No matter the cause of change in the workplace, getting employees on the same page can make or break a successful transition. Paulina Cameron, CPA, CA and director of Futurpreneur Canada, shares her four-step solution for a successful transition

No matter the cause of change in the workplace, getting employees on the same page can make or break a successful transition

This is something Paulina Cameron, CPA, CA, knows better than most. Now the director of Futurpreneur Canada, a national non-profit organization that provides financing and mentoring to aspiring business owners aged 18-39, she’s helping to launch thousands of Canadian businesses through mentoring and financing.

Through her training as a Chartered Professional Accountant (CPA), Cameron has acquired the tools and insights necessary to navigate change. She says that having a clear idea of why the change is happening and what the priorities of the company are is essential, especially when working with young entrepreneurs to grow their businesses.

Cameron recognizes that in addition to making sure the company employs people with flexible skill sets, there are four steps that companies can take to empower their staff and give them the skills to help manage change.


Pre-change: Training for flexible skill sets

Fast rates of change can be confusing for staff, and certain skill sets become critical to ensuring success during transitional periods. Cameron says Chartered Professional Accountants (CPAs) can play a key role in helping businesses manage change.

“One of the facets of the CPA program is equipping its leaders with the ability to be agile and responsive to arising needs, and to comprehend seemingly disparate data and information to provide meaningful information and solutions,” says Cameron. 

“During periods of change and transition, the pace of change is rapid,” she adds, “and, as such, these skill sets are critical for staff to feel knowledgeable and equipped with the right tools to succeed in such environments.”


Step 1: Communicating the “why” of change

“To buy into change, staff need to understand what is wrong with or missing from the current state, have a vision for the future, and know how the proposed changes will bring the organization closer to that future vision,” says Cameron.

Specially trained staff are an essential part of this process. “They can utilize their skills of cross-department data analysis and strategic perspective to showcase this information in a way that will be understood by employees and will be rooted in real data,” she explains.

When all staff members are brought into the conversation, they feel more connected to the transition and are more likely to buy into it.


Step 2: Setting priorities during change

Step two involves providing staff with a clear understanding of the priorities of the change process, and providing training for those things.

“Leadership in this phase looks like having a deep understanding of the core business operations and metrics for success, and aligning change processes and training around them,” advises Cameron. “Training is critical to change management success. However, for it to be effective, it needs to be implemented in a logical and meaningful way that aligns with overall business objectives.”

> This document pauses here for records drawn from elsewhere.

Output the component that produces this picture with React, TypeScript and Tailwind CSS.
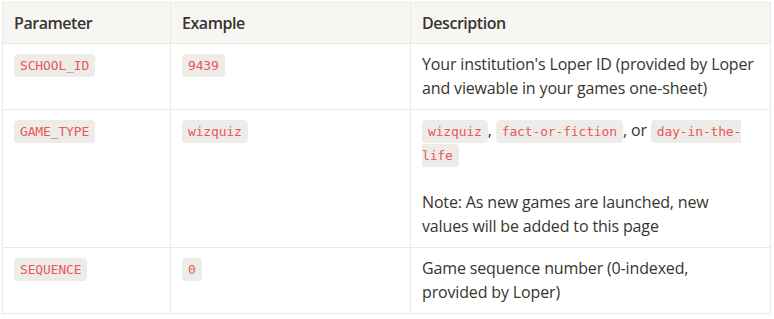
import React from "react";

function Code({ children }: { children: React.ReactNode }) {
  return (
    <code
      className="rounded-[4px] bg-[#edece9] px-[6px] py-[4px] text-[13px] leading-none text-[#eb5757]"
      style={{ fontFamily: '"DejaVu Sans Mono", monospace' }}
    >
      {children}
    </code>
  );
}

function Cell({ children, head = false }: { children?: React.ReactNode; head?: boolean }) {
  return (
    <div
      className={
        head
          ? "border-r border-b border-[#e9e9e7] bg-[#f7f6f3] px-[11px] pt-2 pb-2 font-semibold tracking-[-0.45px]"
          : "border-r border-b border-[#e9e9e7] px-[11px] pt-2 pb-[9px]"
      }
    >
      {children}
    </div>
  );
}

export default function App() {
  return (
    <div className="w-[774px] h-[319px] bg-white pl-[2px] pt-[2px]">
      <div
        className="grid w-[769px] grid-cols-[168px_240px_360px] border-l border-t border-[#e9e9e7] text-[16px] leading-[24px] tracking-[-0.15px] text-[#37352f]"
        style={{ fontFamily: '"Open Sans", sans-serif' }}
      >
        <Cell head>Parameter</Cell>
        <Cell head>Example</Cell>
        <Cell head>Description</Cell>

        <Cell><Code>SCHOOL_ID</Code></Cell>
        <Cell><Code>9439</Code></Cell>
        <Cell>
          Your institution's Loper ID (provided by Loper
          <br />
          and viewable in your games one-sheet)
        </Cell>

        <Cell><Code>GAME_TYPE</Code></Cell>
        <Cell><Code>wizquiz</Code></Cell>
        <Cell>
          <Code>wizquiz</Code>, <Code>fact-or-fiction</Code>, or <Code>day-in-the-<br />life</Code>
          <br />
          <br />
          Note: As new games are launched, new
          <br />
          values will be added to this page
        </Cell>

        <Cell><Code>SEQUENCE</Code></Cell>
        <Cell><Code>0</Code></Cell>
        <Cell>
          Game sequence number (0-indexed,
          <br />
          provided by Loper)
        </Cell>
      </div>
    </div>
  );
}
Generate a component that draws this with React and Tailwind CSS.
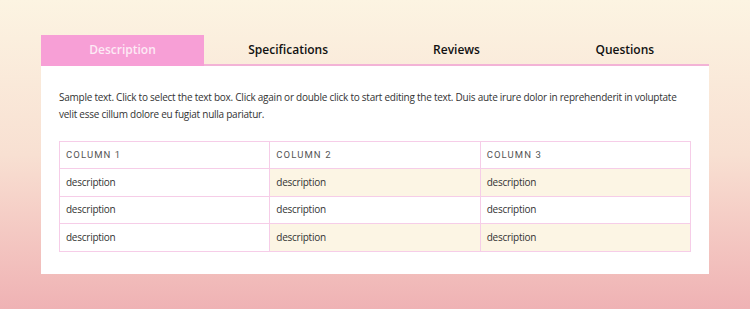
const tabs = ['Description', 'Specifications', 'Reviews', 'Questions'];

const rows = [
  { shade: true },
  { shade: false },
  { shade: true },
];

export default function App() {
  return (
    <div
      className="w-[750px] h-[309px] bg-gradient-to-b from-[#fcf4e2] via-[#f8e0d2] to-[#efb2b4] px-[41px] pt-[35px]"
      style={{ fontFamily: '"Open Sans", "Liberation Sans", sans-serif' }}
    >
      <div className="flex items-end h-[31px]">
        {tabs.map((t, i) => (
          <div
            key={t}
            className={
              i === 0
                ? 'w-[163px] h-[31px] pb-[2px] flex items-center justify-center bg-[#f79fd6] text-[#fdeaf5] text-[12px] font-semibold'
                : 'flex-1 h-[31px] flex items-center justify-center border-b-2 border-[#f3b3d6] text-[#111] text-[12px] font-semibold'
            }
          >
            {t}
          </div>
        ))}
      </div>
      <div className="bg-white h-[208px] px-[18px] pt-[23px]">
        <p className="text-[10px] tracking-[-0.25px] leading-[17px] text-[#333]">
          Sample text. Click to select the text box. Click again or double click to start editing the text. Duis aute irure dolor in reprehenderit in voluptate velit esse cillum dolore eu fugiat nulla pariatur.
        </p>
        <table className="mt-[18px] w-[632px] border-collapse text-[10px] tracking-[-0.25px] text-[#333]">
          <thead>
            <tr className="h-[27px]">
              {['COLUMN 1', 'COLUMN 2', 'COLUMN 3'].map((c) => (
                <th
                  key={c}
                  className="border border-[#f6cde8] px-[6px] text-left font-normal tracking-[1.1px] text-[9.5px] text-[#555] w-1/3"
                  style={{ fontFamily: 'Roboto, "Liberation Sans", sans-serif' }}
                >
                  {c}
                </th>
              ))}
            </tr>
          </thead>
          <tbody>
            {rows.map((r, i) => (
              <tr key={i} className="h-[27.5px]">
                <td className="border border-[#f6cde8] px-[6px] bg-white">description</td>
                <td className={`border border-[#f6cde8] px-[6px] ${r.shade ? 'bg-[#fcf5e4]' : 'bg-white'}`}>description</td>
                <td className={`border border-[#f6cde8] px-[6px] ${r.shade ? 'bg-[#fcf5e4]' : 'bg-white'}`}>description</td>
              </tr>
            ))}
          </tbody>
        </table>
      </div>
    </div>
  );
}
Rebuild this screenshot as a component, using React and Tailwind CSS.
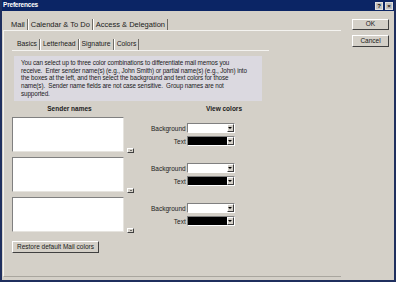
import React from 'react';

// Win2000-style "Preferences" dialog, Colors sub-tab.
const font = { fontFamily: '"Liberation Sans", Arial, sans-serif' };

const Tab = ({ label, first }) => (
  <div
    className={`h-[11px] flex items-center px-[2px] border-r border-[#6f6c66] ${
      first ? '' : 'border-l border-l-white'
    }`}
  >
    {label}
  </div>
);

const Dropdown = ({ dark }) => (
  <div className="w-[48px] h-[10px] flex border border-t-[#808080] border-l-[#808080] border-b-white border-r-white">
    <div className={`flex-1 ${dark ? 'bg-black' : 'bg-white'}`} />
    <div className="w-[7px] h-full bg-[#d4d0c8] border border-t-white border-l-white border-b-[#404040] border-r-[#404040] flex items-center justify-center">
      <div className="w-0 h-0 border-l-[2px] border-r-[2px] border-t-[2px] border-l-transparent border-r-transparent border-t-black" />
    </div>
  </div>
);

const SenderRow = () => (
  <div className="flex items-end">
    <div className="w-[112px] h-[35px] bg-white border border-t-[#808080] border-l-[#808080] border-b-[#e6e4df] border-r-[#e6e4df]" />
    <div className="ml-[3px] mb-[-1px] w-[7px] h-[5px] bg-[#d4d0c8] border border-t-white border-l-white border-b-[#404040] border-r-[#404040] flex items-center justify-center">
      <div className="w-0 h-0 border-l-[1.5px] border-r-[1.5px] border-t-[1.5px] border-l-transparent border-r-transparent border-t-black" />
    </div>
    <div className="ml-[17px] self-center flex flex-col items-end gap-[3px] text-[6.5px] leading-[9px]">
      <div className="flex items-center gap-[1px]">
        <span>Background</span>
        <Dropdown />
      </div>
      <div className="flex items-center gap-[1px]">
        <span>Text</span>
        <Dropdown dark />
      </div>
    </div>
  </div>
);

const info = [
  'You can select up to three color combinations to differentiate mail memos you',
  'receive.  Enter sender name(s) (e.g., John Smith) or partial name(s) (e.g., John) into',
  'the boxes at the left, and then select the background and text colors for those',
  'name(s).  Sender name fields are not case sensitive.  Group names are not',
  'supported.',
];

export default function App() {
  return (
    <div
      style={font}
      className="w-[396px] h-[282px] bg-[#d4d0c8] border-2 border-t-0 border-[#1f2f5e] flex flex-col text-[#202020] overflow-hidden"
    >
      {/* title bar */}
      <div className="h-[11px] bg-[#0b2565] flex items-center justify-between pl-[1px] pr-[1px]">
        <span className="text-white font-bold text-[6.5px] tracking-[-0.2px] leading-none">Preferences</span>
        <div className="flex gap-[2px]">
          <div className="w-[8px] h-[8px] bg-[#c0c0c0] border border-[#e0e0e0] text-[6px] font-bold leading-[6px] text-center text-black">?</div>
          <div className="w-[8px] h-[8px] bg-[#c0c0c0] border border-[#e0e0e0] text-[6px] font-bold leading-[6px] text-center text-black">×</div>
        </div>
      </div>

      <div className="flex flex-1">
        {/* left: tabs + panel */}
        <div className="w-[339px] flex flex-col pl-[1px] pt-[8px]">
          <div className="flex pl-[6px] text-[7.5px] leading-none">
            <Tab label="Mail" first />
            <Tab label="Calendar & To Do" />
            <Tab label="Access & Delegation" />
          </div>
          <div className="flex-1 border-t border-l border-t-[#f4f3f0] border-l-[#f4f3f0] border-b border-b-[#a9a69f] mb-[3px] pt-[8px] pl-[8px]">
            <div className="w-[257px]">
              <div className="flex text-[6.8px] leading-none pl-[3px]">
                <Tab label="Basics" first />
                <Tab label="Letterhead" />
                <Tab label="Signature" />
                <Tab label="Colors" />
              </div>
              <div className="border-t border-[#f4f3f0] pt-[5px] pl-[2px]">
                <div className="w-[248px] bg-[#dbd9e0] px-[7px] pt-[3px] pb-[3px] text-[6.3px] tracking-[-0.1px] leading-[7.7px] whitespace-pre">
                  {info.map((l) => (
                    <div key={l}>{l}</div>
                  ))}
                </div>
              </div>
            </div>

            <div className="flex text-[6.5px] font-bold leading-none mt-[5px]">
              <div className="w-[115px] text-center">Sender names</div>
              <div className="ml-[79px]">View colors</div>
            </div>

            <div className="flex flex-col gap-[5px] mt-[5px]">
              <SenderRow />
              <SenderRow />
              <SenderRow />
            </div>

            <button className="mt-[5px] h-[12px] px-[4px] bg-[#d4d0c8] border border-t-white border-l-white border-b-[#404040] border-r-[#404040] text-[6.5px] leading-none">
              Restore default Mail colors
            </button>
          </div>
        </div>

        {/* right: buttons */}
        <div className="flex flex-col gap-[5px] ml-[11px] pt-[8px]">
          <button className="w-[37px] h-[11px] bg-[#d4d0c8] border border-t-white border-l-white border-b-[#404040] border-r-[#404040] text-[6.5px] leading-none">OK</button>
          <button className="w-[37px] h-[12px] bg-[#d4d0c8] border border-t-white border-l-white border-b-[#404040] border-r-[#404040] text-[6.5px] leading-none">Cancel</button>
        </div>
      </div>
    </div>
  );
}
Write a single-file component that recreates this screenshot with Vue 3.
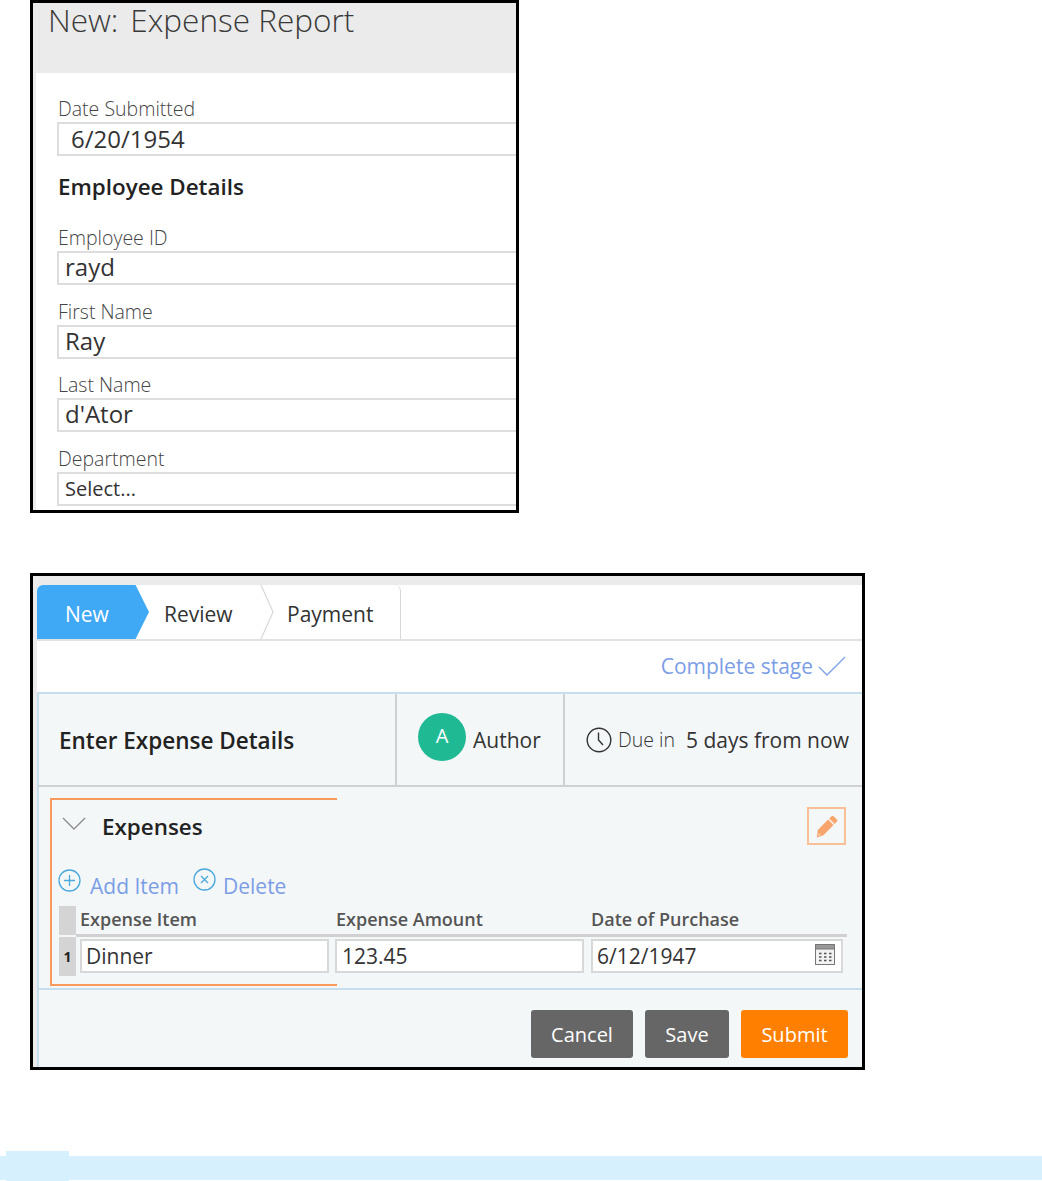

For example, if a key business objective is growth, then training needs to focus on building up leadership qualities for staff so they can step up to the next level.


Step 3: Building a support network

Challenges can arise during transitions, which can bring new opportunities for leadership — as well as conflict. Employers should focus on providing morale-building training that will help to form a cohesive and cooperative team.

“Training around conflict management, teamwork and interpersonal skills is critical for employees to feel like they can navigate those obstacles in a productive and supportive way,” notes Cameron.

Equipping employees with the tools to be able to communicate in an empathetic manner can help different departments work together to make changes in a positive environment.


Step 4: Assigning ownership and control

Staff want to feel like they have some influence over the process and can control its impact. Otherwise, feelings of resentment or insecurity can surface that might cause issues within the company.

“CPA training is critical here, as high-level strategic business understanding allows individuals to see how all of the dots are connected,” says Cameron. “This empowers them to be proactive agents of change themselves.”

Showing staff the bigger picture can enable them to see how they fit into the changes; it empowers them to plan how they can shape their department and ultimately, move the whole company toward a seamless transition.